The Mudcat Café TM
Thread #89103   Message #2420321
Posted By: Jerry Rasmussen
22-Aug-08 - 05:15 PM
Thread Name: Sitting At The Kitchen Table
Subject: RE: Sitting At The Kitchen Table
Ahh, it feels gooood to sit down with a mug of coffee and a piece of cinnamon toast... Been a home-going day today.

This morning, my wife Ruth, her daughter (and mine now, too, and I got all fancied up and drove down to Norwalk, to go to a wake and a funeral. More accurate, a wake and a home-going. I have never met the man who was being celebrated, but he had been my wife's friend of many years, before I met her, and our daughter new him and his family. It was a rousing celebration, with a lot of music. I mean, a lot. Forget hymnals. Folks know the songs, and everyone just sings. But, the most moving part of the celebration was when one of the deceased's sons got up to offer his reflections about his father.

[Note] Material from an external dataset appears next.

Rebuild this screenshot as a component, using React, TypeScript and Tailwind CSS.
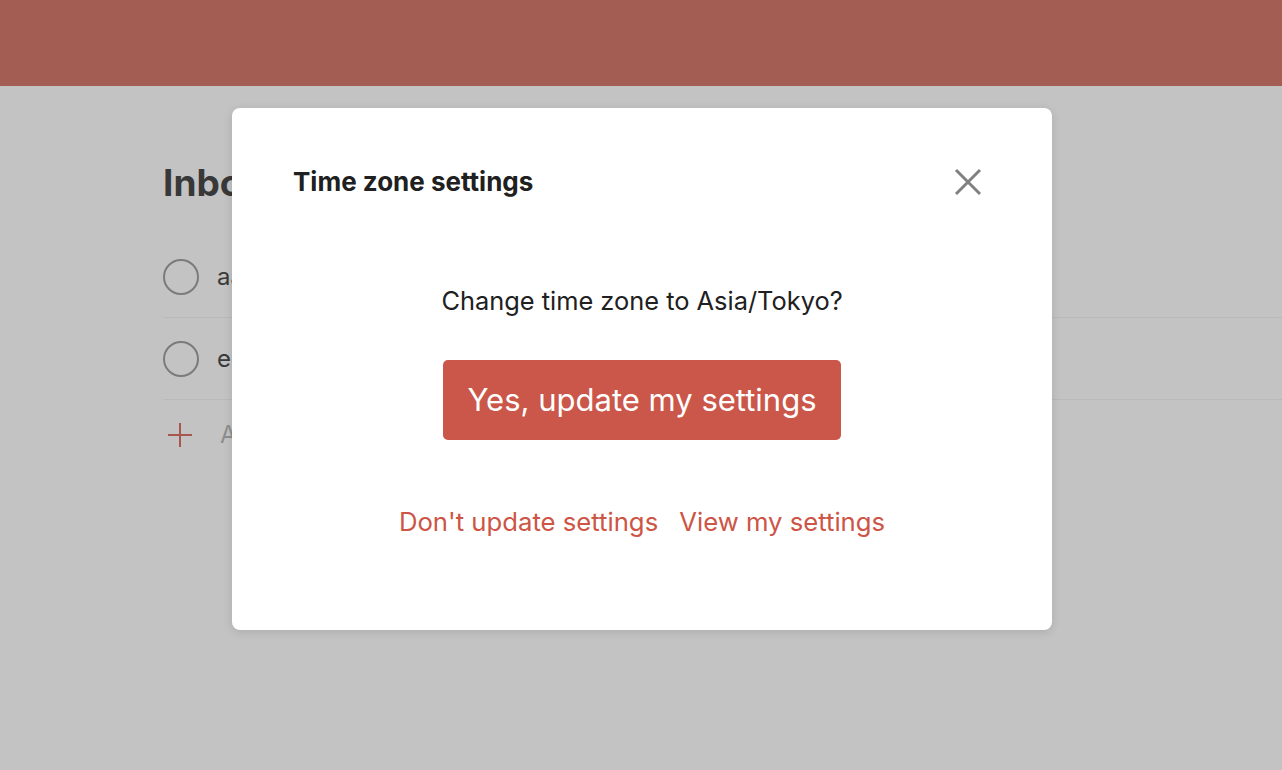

He talked with great love, and humor, and then he read something. The funeral home has a website, where people can leave messages and memories. The son read one that had been posted by someone he didn't know. It was a long letter of loving praise for the father by someone who had known him since he (the someone) was three years old. As he recounted in the message he'd posted, his own father was rarely around and didn't like the little boy, but the man whos home-going it was has befriended the little three year old boy and had been a better father to him than most boys have. He'd come to all of his birthday parties, taught him sports, and was always there for him. The message was in praise of fatherhood, and the little boy, now grown up and a father, wanted to praise the man for teaching him how to be a good father. What was touching was that the deceased's son had no idea who the man was who'd posted the message. At first that seemed odd that he wouldn't have heard of that little boy, many years ago. When he reads the name at the end of the message, he asked if the man was there, to stand up. A young man, probably in his early twenties stood up, fileld with modesty. There was probably a thirty year difference between him and the man's son, which is why they had been unaware of each other. The whole congregation rose to their feet, and there was hardly a dry eye in the church. That moment defined a man's life.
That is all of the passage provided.